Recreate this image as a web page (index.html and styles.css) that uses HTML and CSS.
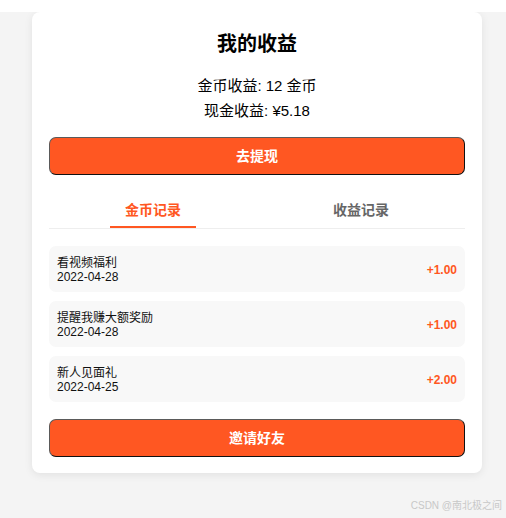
FILE: index.html
```html
<!DOCTYPE html>
<html lang="zh">
<head>
<meta charset="utf-8">
<title>我的收益</title>
<link rel="stylesheet" href="styles.css">
</head>
<body>
<div class="page">
  <div class="card">
    <h2 class="title">我的收益</h2>
    <div class="stats">
      <p class="stat">金币收益: 12 金币</p>
      <p class="stat">现金收益: ¥5.18</p>
    </div>
    <button class="btn btn-withdraw">去提现</button>
    <div class="tabs">
      <div class="tab active"><span class="tab-label">金币记录</span></div>
      <div class="tab"><span class="tab-label">收益记录</span></div>
    </div>
    <ul class="records">
      <li class="record">
        <div class="record-info">
          <div class="record-name">看视频福利</div>
          <div class="record-date">2022-04-28</div>
        </div>
        <div class="record-amount">+1.00</div>
      </li>
      <li class="record">
        <div class="record-info">
          <div class="record-name">提醒我赚大额奖励</div>
          <div class="record-date">2022-04-28</div>
        </div>
        <div class="record-amount">+1.00</div>
      </li>
      <li class="record">
        <div class="record-info">
          <div class="record-name">新人见面礼</div>
          <div class="record-date">2022-04-25</div>
        </div>
        <div class="record-amount">+2.00</div>
      </li>
    </ul>
    <button class="btn btn-invite">邀请好友</button>
  </div>
  <div class="watermark">CSDN @南北极之间</div>
</div>
</body>
</html>
```

FILE: styles.css
```css
html, body {
  margin: 0;
  padding: 0;
  background: #ffffff;
  font-family: "Liberation Sans", "Noto Sans CJK SC", sans-serif;
  color: #000;
}

.page {
  position: relative;
  margin-top: 12px;
  height: 506px;
  background: #f4f4f4;
  padding-left: 32px;
  box-sizing: border-box;
  overflow: hidden;
}

.card {
  width: 450px;
  box-sizing: border-box;
  background: #ffffff;
  border-radius: 8px;
  box-shadow: 0 2px 8px rgba(0, 0, 0, 0.08);
  padding: 18px 17px 16px;
}

.title {
  margin: 0;
  font-size: 20px;
  line-height: 28px;
  font-weight: bold;
  text-align: center;
}

.stats {
  margin-top: 15px;
  text-align: center;
}

.stat {
  margin: 0;
  font-size: 15px;
  line-height: 25px;
}

.btn {
  display: block;
  width: 100%;
  box-sizing: border-box;
  background: #ff5722;
  color: #ffffff;
  font-family: inherit;
  font-size: 14px;
  font-weight: bold;
  line-height: 16px;
  padding: 10px 0;
  border: 1px solid;
  border-color: #5a5a5a #111 #111 #5a5a5a;
  border-radius: 7px;
  text-align: center;
}

.btn-withdraw {
  margin-top: 14px;
}

.tabs {
  display: flex;
  margin-top: 19px;
  border-bottom: 1px solid #eeeeee;
}

.tab {
  flex: 1;
  text-align: center;
}

.tab-label {
  display: inline-block;
  padding: 6px 15px;
  font-size: 14px;
  line-height: 20px;
  font-weight: bold;
  color: #666666;
  border-bottom: 2px solid transparent;
}

.tab.active .tab-label {
  color: #ff5722;
  border-bottom-color: #ff5722;
}

.records {
  list-style: none;
  margin: 17px 0 0;
  padding: 0;
  display: flex;
  flex-direction: column;
  gap: 9px;
}

.record {
  display: flex;
  align-items: center;
  justify-content: space-between;
  background: #f8f8f8;
  border-radius: 7px;
  padding: 10px 8px 8px;
}

.record-name,
.record-date {
  font-size: 12px;
  line-height: 14px;
  color: #111;
}

.record-amount {
  font-size: 12px;
  font-weight: bold;
  color: #ff5722;
}

.btn-invite {
  margin-top: 17px;
}

.watermark {
  position: absolute;
  right: 4px;
  bottom: 6px;
  font-size: 10px;
  line-height: 12px;
  color: #c8c8c8;
}
```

**Problem statement:** Write out the whole listing exactly, and drop the pictures.

**Response:**
Recreate this image as a web page (index.html and styles.css) that uses HTML and CSS.
FILE: index.html
```html
<!DOCTYPE html>
<html lang="zh">
<head>
<meta charset="utf-8">
<title>我的收益</title>
<link rel="stylesheet" href="styles.css">
</head>
<body>
<div class="page">
  <div class="card">
    <h2 class="title">我的收益</h2>
    <div class="stats">
      <p class="stat">金币收益: 12 金币</p>
      <p class="stat">现金收益: ¥5.18</p>
    </div>
    <button class="btn btn-withdraw">去提现</button>
    <div class="tabs">
      <div class="tab active"><span class="tab-label">金币记录</span></div>
      <div class="tab"><span class="tab-label">收益记录</span></div>
    </div>
    <ul class="records">
      <li class="record">
        <div class="record-info">
          <div class="record-name">看视频福利</div>
          <div class="record-date">2022-04-28</div>
        </div>
        <div class="record-amount">+1.00</div>
      </li>
      <li class="record">
        <div class="record-info">
          <div class="record-name">提醒我赚大额奖励</div>
          <div class="record-date">2022-04-28</div>
        </div>
        <div class="record-amount">+1.00</div>
      </li>
      <li class="record">
        <div class="record-info">
          <div class="record-name">新人见面礼</div>
          <div class="record-date">2022-04-25</div>
        </div>
        <div class="record-amount">+2.00</div>
      </li>
    </ul>
    <button class="btn btn-invite">邀请好友</button>
  </div>
  <div class="watermark">CSDN @南北极之间</div>
</div>
</body>
</html>
```

FILE: styles.css
```css
html, body {
  margin: 0;
  padding: 0;
  background: #ffffff;
  font-family: "Liberation Sans", "Noto Sans CJK SC", sans-serif;
  color: #000;
}

.page {
  position: relative;
  margin-top: 12px;
  height: 506px;
  background: #f4f4f4;
  padding-left: 32px;
  box-sizing: border-box;
  overflow: hidden;
}

.card {
  width: 450px;
  box-sizing: border-box;
  background: #ffffff;
  border-radius: 8px;
  box-shadow: 0 2px 8px rgba(0, 0, 0, 0.08);
  padding: 18px 17px 16px;
}

.title {
  margin: 0;
  font-size: 20px;
  line-height: 28px;
  font-weight: bold;
  text-align: center;
}

.stats {
  margin-top: 15px;
  text-align: center;
}

.stat {
  margin: 0;
  font-size: 15px;
  line-height: 25px;
}

.btn {
  display: block;
  width: 100%;
  box-sizing: border-box;
  background: #ff5722;
  color: #ffffff;
  font-family: inherit;
  font-size: 14px;
  font-weight: bold;
  line-height: 16px;
  padding: 10px 0;
  border: 1px solid;
  border-color: #5a5a5a #111 #111 #5a5a5a;
  border-radius: 7px;
  text-align: center;
}

.btn-withdraw {
  margin-top: 14px;
}

.tabs {
  display: flex;
  margin-top: 19px;
  border-bottom: 1px solid #eeeeee;
}

.tab {
  flex: 1;
  text-align: center;
}

.tab-label {
  display: inline-block;
  padding: 6px 15px;
  font-size: 14px;
  line-height: 20px;
  font-weight: bold;
  color: #666666;
  border-bottom: 2px solid transparent;
}

.tab.active .tab-label {
  color: #ff5722;
  border-bottom-color: #ff5722;
}

.records {
  list-style: none;
  margin: 17px 0 0;
  padding: 0;
  display: flex;
  flex-direction: column;
  gap: 9px;
}

.record {
  display: flex;
  align-items: center;
  justify-content: space-between;
  background: #f8f8f8;
  border-radius: 7px;
  padding: 10px 8px 8px;
}

.record-name,
.record-date {
  font-size: 12px;
  line-height: 14px;
  color: #111;
}

.record-amount {
  font-size: 12px;
  font-weight: bold;
  color: #ff5722;
}

.btn-invite {
  margin-top: 17px;
}

.watermark {
  position: absolute;
  right: 4px;
  bottom: 6px;
  font-size: 10px;
  line-height: 12px;
  color: #c8c8c8;
}
```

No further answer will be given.